DATA SEGMENT
········

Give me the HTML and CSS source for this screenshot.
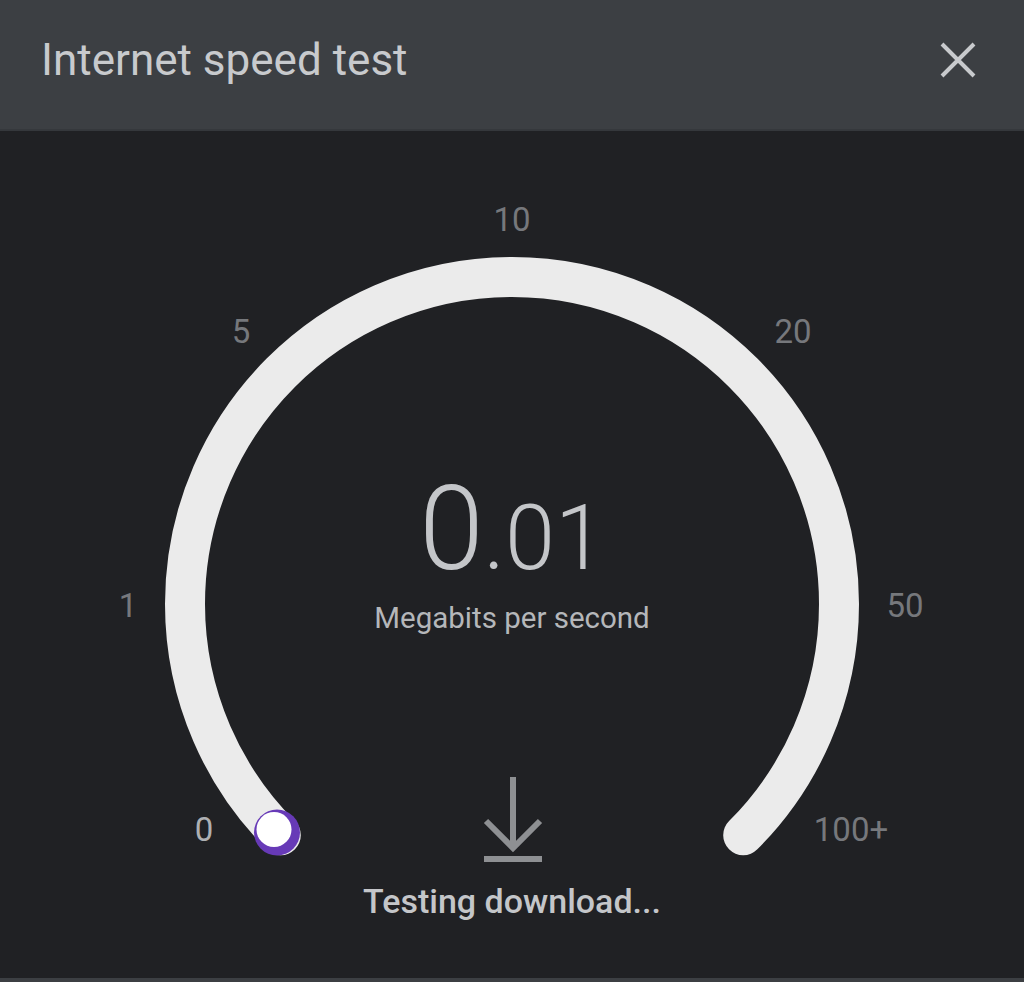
FILE: index.html
```html
<!DOCTYPE html>
<html lang="en">
<head>
    <meta charset="UTF-8">
    <meta name="viewport" content="width=device-width, initial-scale=1.0">
    <title>Internet speed test</title>
    <link rel="stylesheet" href="styles.css">
</head>
<body>
    <div class="dialog">
        <header class="dialog-header">
            <h1>Internet speed test</h1>
            <button class="close-button" aria-label="Close">
                <svg width="36" height="36" viewBox="0 0 36 36">
                    <path d="M2 2 L34 34 M34 2 L2 34" stroke="currentColor" stroke-width="4" fill="none"/>
                </svg>
            </button>
        </header>

        <main class="gauge-area">
            <svg class="gauge" width="1024" height="847" viewBox="0 131 1024 847">
                <path d="M 280.8 835.2 A 327 327 0 1 1 743.2 835.2" stroke="#ebebeb" stroke-width="40" stroke-linecap="round" fill="none"/>

                <g class="tick-labels">
                    <text x="204" y="829" class="tick active">0</text>
                    <text x="128" y="605">1</text>
                    <text x="241" y="331">5</text>
                    <text x="512" y="219">10</text>
                    <text x="793" y="331">20</text>
                    <text x="905" y="605">50</text>
                    <text x="851" y="829">100+</text>
                </g>

                <circle cx="277" cy="832.5" r="23" fill="#673ab7"/>
                <circle cx="274" cy="829.5" r="17.5" fill="#ffffff"/>
            </svg>

            <div class="readout">
                <div class="value"><span class="whole">0</span><span class="fraction">.01</span></div>
                <div class="unit">Megabits per second</div>
            </div>

            <div class="status">
                <svg width="62" height="86" viewBox="0 0 62 86">
                    <path d="M31 0 V70 M4 44 L31 71 L58 44" stroke="currentColor" stroke-width="6" fill="none"/>
                    <rect x="2" y="79" width="58" height="6" fill="currentColor"/>
                </svg>
                <div class="status-text">Testing download...</div>
            </div>
        </main>
    </div>
</body>
</html>
```

FILE: styles.css
```css
* {
    box-sizing: border-box;
}

body {
    margin: 0;
    background: #202124;
    font-family: Roboto, 'Noto Sans', sans-serif;
    overflow: hidden;
}

.dialog {
    width: 1024px;
    height: 982px;
    display: flex;
    flex-direction: column;
    border-bottom: 4px solid #3c3f43;
}

.dialog-header {
    height: 131px;
    flex-shrink: 0;
    display: flex;
    align-items: center;
    justify-content: space-between;
    padding: 0 48px 9px 41px;
    background: #3c3f43;
    border-bottom: 2px solid #35383c;
}

.dialog-header h1 {
    margin: 0;
    font-size: 44px;
    font-weight: 400;
    color: #c8cacd;
}

.close-button {
    background: none;
    border: none;
    padding: 0;
    color: #c8cacd;
    display: flex;
    cursor: pointer;
}

.gauge-area {
    position: relative;
    flex: 1;
}

.gauge {
    display: block;
}

.tick-labels text {
    font-family: Roboto, sans-serif;
    font-size: 33px;
    fill: #76787c;
    text-anchor: middle;
    dominant-baseline: central;
}

.tick-labels .active {
    fill: #aeb0b3;
}

.readout {
    position: absolute;
    left: 0;
    right: 0;
    top: 340px;
    text-align: center;
    color: #c4c6c9;
}

.value {
    font-weight: 300;
    line-height: 1;
}

.whole {
    font-size: 116px;
}

.fraction {
    font-size: 90px;
}

.unit {
    margin-top: 14px;
    font-size: 29.5px;
    color: #b5b7ba;
}

.status {
    position: absolute;
    left: 0;
    right: 0;
    top: 646px;
    display: flex;
    flex-direction: column;
    align-items: center;
    color: #8e9093;
}

.status svg {
    margin-left: 2px;
}

.status-text {
    margin-top: 18px;
    font-size: 34px;
    font-weight: 500;
    color: #c4c6c9;
}
```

········

GIVEN INSTRUCTION
Transcribe all of the material exactly, leaving out whatever pictures it contains.

TASK OUTPUT
Give me the HTML and CSS source for this screenshot.
FILE: index.html
```html
<!DOCTYPE html>
<html lang="en">
<head>
    <meta charset="UTF-8">
    <meta name="viewport" content="width=device-width, initial-scale=1.0">
    <title>Internet speed test</title>
    <link rel="stylesheet" href="styles.css">
</head>
<body>
    <div class="dialog">
        <header class="dialog-header">
            <h1>Internet speed test</h1>
            <button class="close-button" aria-label="Close">
                <svg width="36" height="36" viewBox="0 0 36 36">
                    <path d="M2 2 L34 34 M34 2 L2 34" stroke="currentColor" stroke-width="4" fill="none"/>
                </svg>
            </button>
        </header>

        <main class="gauge-area">
            <svg class="gauge" width="1024" height="847" viewBox="0 131 1024 847">
                <path d="M 280.8 835.2 A 327 327 0 1 1 743.2 835.2" stroke="#ebebeb" stroke-width="40" stroke-linecap="round" fill="none"/>

                <g class="tick-labels">
                    <text x="204" y="829" class="tick active">0</text>
                    <text x="128" y="605">1</text>
                    <text x="241" y="331">5</text>
                    <text x="512" y="219">10</text>
                    <text x="793" y="331">20</text>
                    <text x="905" y="605">50</text>
                    <text x="851" y="829">100+</text>
                </g>

                <circle cx="277" cy="832.5" r="23" fill="#673ab7"/>
                <circle cx="274" cy="829.5" r="17.5" fill="#ffffff"/>
            </svg>

            <div class="readout">
                <div class="value"><span class="whole">0</span><span class="fraction">.01</span></div>
                <div class="unit">Megabits per second</div>
            </div>

            <div class="status">
                <svg width="62" height="86" viewBox="0 0 62 86">
                    <path d="M31 0 V70 M4 44 L31 71 L58 44" stroke="currentColor" stroke-width="6" fill="none"/>
                    <rect x="2" y="79" width="58" height="6" fill="currentColor"/>
                </svg>
                <div class="status-text">Testing download...</div>
            </div>
        </main>
    </div>
</body>
</html>
```

FILE: styles.css
```css
* {
    box-sizing: border-box;
}

body {
    margin: 0;
    background: #202124;
    font-family: Roboto, 'Noto Sans', sans-serif;
    overflow: hidden;
}

.dialog {
    width: 1024px;
    height: 982px;
    display: flex;
    flex-direction: column;
    border-bottom: 4px solid #3c3f43;
}

.dialog-header {
    height: 131px;
    flex-shrink: 0;
    display: flex;
    align-items: center;
    justify-content: space-between;
    padding: 0 48px 9px 41px;
    background: #3c3f43;
    border-bottom: 2px solid #35383c;
}

.dialog-header h1 {
    margin: 0;
    font-size: 44px;
    font-weight: 400;
    color: #c8cacd;
}

.close-button {
    background: none;
    border: none;
    padding: 0;
    color: #c8cacd;
    display: flex;
    cursor: pointer;
}

.gauge-area {
    position: relative;
    flex: 1;
}

.gauge {
    display: block;
}

.tick-labels text {
    font-family: Roboto, sans-serif;
    font-size: 33px;
    fill: #76787c;
    text-anchor: middle;
    dominant-baseline: central;
}

.tick-labels .active {
    fill: #aeb0b3;
}

.readout {
    position: absolute;
    left: 0;
    right: 0;
    top: 340px;
    text-align: center;
    color: #c4c6c9;
}

.value {
    font-weight: 300;
    line-height: 1;
}

.whole {
    font-size: 116px;
}

.fraction {
    font-size: 90px;
}

.unit {
    margin-top: 14px;
    font-size: 29.5px;
    color: #b5b7ba;
}

.status {
    position: absolute;
    left: 0;
    right: 0;
    top: 646px;
    display: flex;
    flex-direction: column;
    align-items: center;
    color: #8e9093;
}

.status svg {
    margin-left: 2px;
}

.status-text {
    margin-top: 18px;
    font-size: 34px;
    font-weight: 500;
    color: #c4c6c9;
}
```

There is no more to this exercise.